• Set task
Write the material out again, line by line, exactly as it is.

BEGIN

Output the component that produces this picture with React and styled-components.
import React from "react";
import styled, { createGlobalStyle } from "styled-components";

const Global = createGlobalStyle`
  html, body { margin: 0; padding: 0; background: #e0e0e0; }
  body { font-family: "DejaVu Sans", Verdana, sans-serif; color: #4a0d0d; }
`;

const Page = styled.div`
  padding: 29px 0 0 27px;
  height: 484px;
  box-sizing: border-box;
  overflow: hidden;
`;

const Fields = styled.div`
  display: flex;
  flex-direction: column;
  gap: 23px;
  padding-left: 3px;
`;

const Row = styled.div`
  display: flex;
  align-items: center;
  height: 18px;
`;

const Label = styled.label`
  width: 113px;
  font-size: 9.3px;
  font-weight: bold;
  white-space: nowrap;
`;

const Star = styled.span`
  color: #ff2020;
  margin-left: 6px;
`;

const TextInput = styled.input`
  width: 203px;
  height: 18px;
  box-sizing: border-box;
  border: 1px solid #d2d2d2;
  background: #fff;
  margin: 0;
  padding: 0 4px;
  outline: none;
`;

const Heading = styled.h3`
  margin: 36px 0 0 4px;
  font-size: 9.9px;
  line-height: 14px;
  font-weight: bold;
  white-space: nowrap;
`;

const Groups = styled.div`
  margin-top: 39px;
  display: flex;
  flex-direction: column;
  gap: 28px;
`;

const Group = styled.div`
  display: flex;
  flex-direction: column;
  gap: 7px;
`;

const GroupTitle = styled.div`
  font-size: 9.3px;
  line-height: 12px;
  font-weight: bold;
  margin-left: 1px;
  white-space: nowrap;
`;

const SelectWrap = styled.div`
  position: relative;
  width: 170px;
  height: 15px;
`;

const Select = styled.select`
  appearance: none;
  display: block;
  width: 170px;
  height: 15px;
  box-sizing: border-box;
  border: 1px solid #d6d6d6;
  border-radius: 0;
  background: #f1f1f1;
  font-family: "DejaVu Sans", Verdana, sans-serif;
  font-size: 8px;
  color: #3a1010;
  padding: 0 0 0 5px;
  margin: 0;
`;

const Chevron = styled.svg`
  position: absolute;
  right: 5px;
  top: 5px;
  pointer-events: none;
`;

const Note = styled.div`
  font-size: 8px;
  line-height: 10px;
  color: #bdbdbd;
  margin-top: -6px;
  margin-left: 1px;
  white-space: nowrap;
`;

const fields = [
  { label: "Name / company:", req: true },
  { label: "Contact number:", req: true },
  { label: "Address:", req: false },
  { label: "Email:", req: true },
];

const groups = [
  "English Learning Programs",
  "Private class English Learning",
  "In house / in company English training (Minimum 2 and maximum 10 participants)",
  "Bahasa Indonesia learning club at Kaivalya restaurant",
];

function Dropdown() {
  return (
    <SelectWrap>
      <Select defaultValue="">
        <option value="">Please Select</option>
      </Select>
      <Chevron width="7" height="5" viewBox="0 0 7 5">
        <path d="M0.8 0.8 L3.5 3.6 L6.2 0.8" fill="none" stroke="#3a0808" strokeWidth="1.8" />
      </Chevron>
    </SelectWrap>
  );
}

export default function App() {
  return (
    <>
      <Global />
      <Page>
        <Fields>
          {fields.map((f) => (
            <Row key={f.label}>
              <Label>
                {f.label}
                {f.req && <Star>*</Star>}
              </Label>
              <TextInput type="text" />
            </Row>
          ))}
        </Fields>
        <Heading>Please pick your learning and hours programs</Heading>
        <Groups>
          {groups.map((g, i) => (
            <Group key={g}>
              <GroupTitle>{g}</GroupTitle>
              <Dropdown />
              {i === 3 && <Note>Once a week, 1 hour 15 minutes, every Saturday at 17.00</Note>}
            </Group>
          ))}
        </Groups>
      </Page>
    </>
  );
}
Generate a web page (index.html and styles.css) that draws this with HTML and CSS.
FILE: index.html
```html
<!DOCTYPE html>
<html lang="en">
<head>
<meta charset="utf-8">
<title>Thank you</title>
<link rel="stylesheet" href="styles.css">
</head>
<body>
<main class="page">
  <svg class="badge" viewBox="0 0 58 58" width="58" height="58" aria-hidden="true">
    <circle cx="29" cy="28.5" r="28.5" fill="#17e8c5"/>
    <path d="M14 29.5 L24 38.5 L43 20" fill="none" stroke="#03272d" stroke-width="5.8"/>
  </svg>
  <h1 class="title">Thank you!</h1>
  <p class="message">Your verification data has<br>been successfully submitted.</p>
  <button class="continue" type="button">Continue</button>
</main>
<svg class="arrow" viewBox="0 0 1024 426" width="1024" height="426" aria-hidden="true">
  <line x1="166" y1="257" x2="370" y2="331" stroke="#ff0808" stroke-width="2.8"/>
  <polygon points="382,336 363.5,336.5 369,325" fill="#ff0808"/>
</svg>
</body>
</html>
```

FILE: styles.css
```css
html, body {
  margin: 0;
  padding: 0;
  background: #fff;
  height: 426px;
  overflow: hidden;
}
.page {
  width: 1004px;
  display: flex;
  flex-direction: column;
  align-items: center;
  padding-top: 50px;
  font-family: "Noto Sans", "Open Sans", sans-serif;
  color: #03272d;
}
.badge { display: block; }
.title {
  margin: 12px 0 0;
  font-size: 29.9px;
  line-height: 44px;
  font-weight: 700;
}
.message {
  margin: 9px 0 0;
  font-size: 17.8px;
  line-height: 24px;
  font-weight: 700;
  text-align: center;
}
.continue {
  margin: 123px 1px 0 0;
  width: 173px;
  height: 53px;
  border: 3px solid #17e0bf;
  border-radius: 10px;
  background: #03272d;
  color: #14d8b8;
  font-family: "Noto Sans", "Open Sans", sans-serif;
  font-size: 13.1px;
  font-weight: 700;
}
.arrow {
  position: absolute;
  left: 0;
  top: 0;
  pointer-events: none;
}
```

END

• Completed task
Output the component that produces this picture with React and styled-components.
import React from "react";
import styled, { createGlobalStyle } from "styled-components";

const Global = createGlobalStyle`
  html, body { margin: 0; padding: 0; background: #e0e0e0; }
  body { font-family: "DejaVu Sans", Verdana, sans-serif; color: #4a0d0d; }
`;

const Page = styled.div`
  padding: 29px 0 0 27px;
  height: 484px;
  box-sizing: border-box;
  overflow: hidden;
`;

const Fields = styled.div`
  display: flex;
  flex-direction: column;
  gap: 23px;
  padding-left: 3px;
`;

const Row = styled.div`
  display: flex;
  align-items: center;
  height: 18px;
`;

const Label = styled.label`
  width: 113px;
  font-size: 9.3px;
  font-weight: bold;
  white-space: nowrap;
`;

const Star = styled.span`
  color: #ff2020;
  margin-left: 6px;
`;

const TextInput = styled.input`
  width: 203px;
  height: 18px;
  box-sizing: border-box;
  border: 1px solid #d2d2d2;
  background: #fff;
  margin: 0;
  padding: 0 4px;
  outline: none;
`;

const Heading = styled.h3`
  margin: 36px 0 0 4px;
  font-size: 9.9px;
  line-height: 14px;
  font-weight: bold;
  white-space: nowrap;
`;

const Groups = styled.div`
  margin-top: 39px;
  display: flex;
  flex-direction: column;
  gap: 28px;
`;

const Group = styled.div`
  display: flex;
  flex-direction: column;
  gap: 7px;
`;

const GroupTitle = styled.div`
  font-size: 9.3px;
  line-height: 12px;
  font-weight: bold;
  margin-left: 1px;
  white-space: nowrap;
`;

const SelectWrap = styled.div`
  position: relative;
  width: 170px;
  height: 15px;
`;

const Select = styled.select`
  appearance: none;
  display: block;
  width: 170px;
  height: 15px;
  box-sizing: border-box;
  border: 1px solid #d6d6d6;
  border-radius: 0;
  background: #f1f1f1;
  font-family: "DejaVu Sans", Verdana, sans-serif;
  font-size: 8px;
  color: #3a1010;
  padding: 0 0 0 5px;
  margin: 0;
`;

const Chevron = styled.svg`
  position: absolute;
  right: 5px;
  top: 5px;
  pointer-events: none;
`;

const Note = styled.div`
  font-size: 8px;
  line-height: 10px;
  color: #bdbdbd;
  margin-top: -6px;
  margin-left: 1px;
  white-space: nowrap;
`;

const fields = [
  { label: "Name / company:", req: true },
  { label: "Contact number:", req: true },
  { label: "Address:", req: false },
  { label: "Email:", req: true },
];

const groups = [
  "English Learning Programs",
  "Private class English Learning",
  "In house / in company English training (Minimum 2 and maximum 10 participants)",
  "Bahasa Indonesia learning club at Kaivalya restaurant",
];

function Dropdown() {
  return (
    <SelectWrap>
      <Select defaultValue="">
        <option value="">Please Select</option>
      </Select>
      <Chevron width="7" height="5" viewBox="0 0 7 5">
        <path d="M0.8 0.8 L3.5 3.6 L6.2 0.8" fill="none" stroke="#3a0808" strokeWidth="1.8" />
      </Chevron>
    </SelectWrap>
  );
}

export default function App() {
  return (
    <>
      <Global />
      <Page>
        <Fields>
          {fields.map((f) => (
            <Row key={f.label}>
              <Label>
                {f.label}
                {f.req && <Star>*</Star>}
              </Label>
              <TextInput type="text" />
            </Row>
          ))}
        </Fields>
        <Heading>Please pick your learning and hours programs</Heading>
        <Groups>
          {groups.map((g, i) => (
            <Group key={g}>
              <GroupTitle>{g}</GroupTitle>
              <Dropdown />
              {i === 3 && <Note>Once a week, 1 hour 15 minutes, every Saturday at 17.00</Note>}
            </Group>
          ))}
        </Groups>
      </Page>
    </>
  );
}
Generate a web page (index.html and styles.css) that draws this with HTML and CSS.
FILE: index.html
```html
<!DOCTYPE html>
<html lang="en">
<head>
<meta charset="utf-8">
<title>Thank you</title>
<link rel="stylesheet" href="styles.css">
</head>
<body>
<main class="page">
  <svg class="badge" viewBox="0 0 58 58" width="58" height="58" aria-hidden="true">
    <circle cx="29" cy="28.5" r="28.5" fill="#17e8c5"/>
    <path d="M14 29.5 L24 38.5 L43 20" fill="none" stroke="#03272d" stroke-width="5.8"/>
  </svg>
  <h1 class="title">Thank you!</h1>
  <p class="message">Your verification data has<br>been successfully submitted.</p>
  <button class="continue" type="button">Continue</button>
</main>
<svg class="arrow" viewBox="0 0 1024 426" width="1024" height="426" aria-hidden="true">
  <line x1="166" y1="257" x2="370" y2="331" stroke="#ff0808" stroke-width="2.8"/>
  <polygon points="382,336 363.5,336.5 369,325" fill="#ff0808"/>
</svg>
</body>
</html>
```

FILE: styles.css
```css
html, body {
  margin: 0;
  padding: 0;
  background: #fff;
  height: 426px;
  overflow: hidden;
}
.page {
  width: 1004px;
  display: flex;
  flex-direction: column;
  align-items: center;
  padding-top: 50px;
  font-family: "Noto Sans", "Open Sans", sans-serif;
  color: #03272d;
}
.badge { display: block; }
.title {
  margin: 12px 0 0;
  font-size: 29.9px;
  line-height: 44px;
  font-weight: 700;
}
.message {
  margin: 9px 0 0;
  font-size: 17.8px;
  line-height: 24px;
  font-weight: 700;
  text-align: center;
}
.continue {
  margin: 123px 1px 0 0;
  width: 173px;
  height: 53px;
  border: 3px solid #17e0bf;
  border-radius: 10px;
  background: #03272d;
  color: #14d8b8;
  font-family: "Noto Sans", "Open Sans", sans-serif;
  font-size: 13.1px;
  font-weight: 700;
}
.arrow {
  position: absolute;
  left: 0;
  top: 0;
  pointer-events: none;
}
```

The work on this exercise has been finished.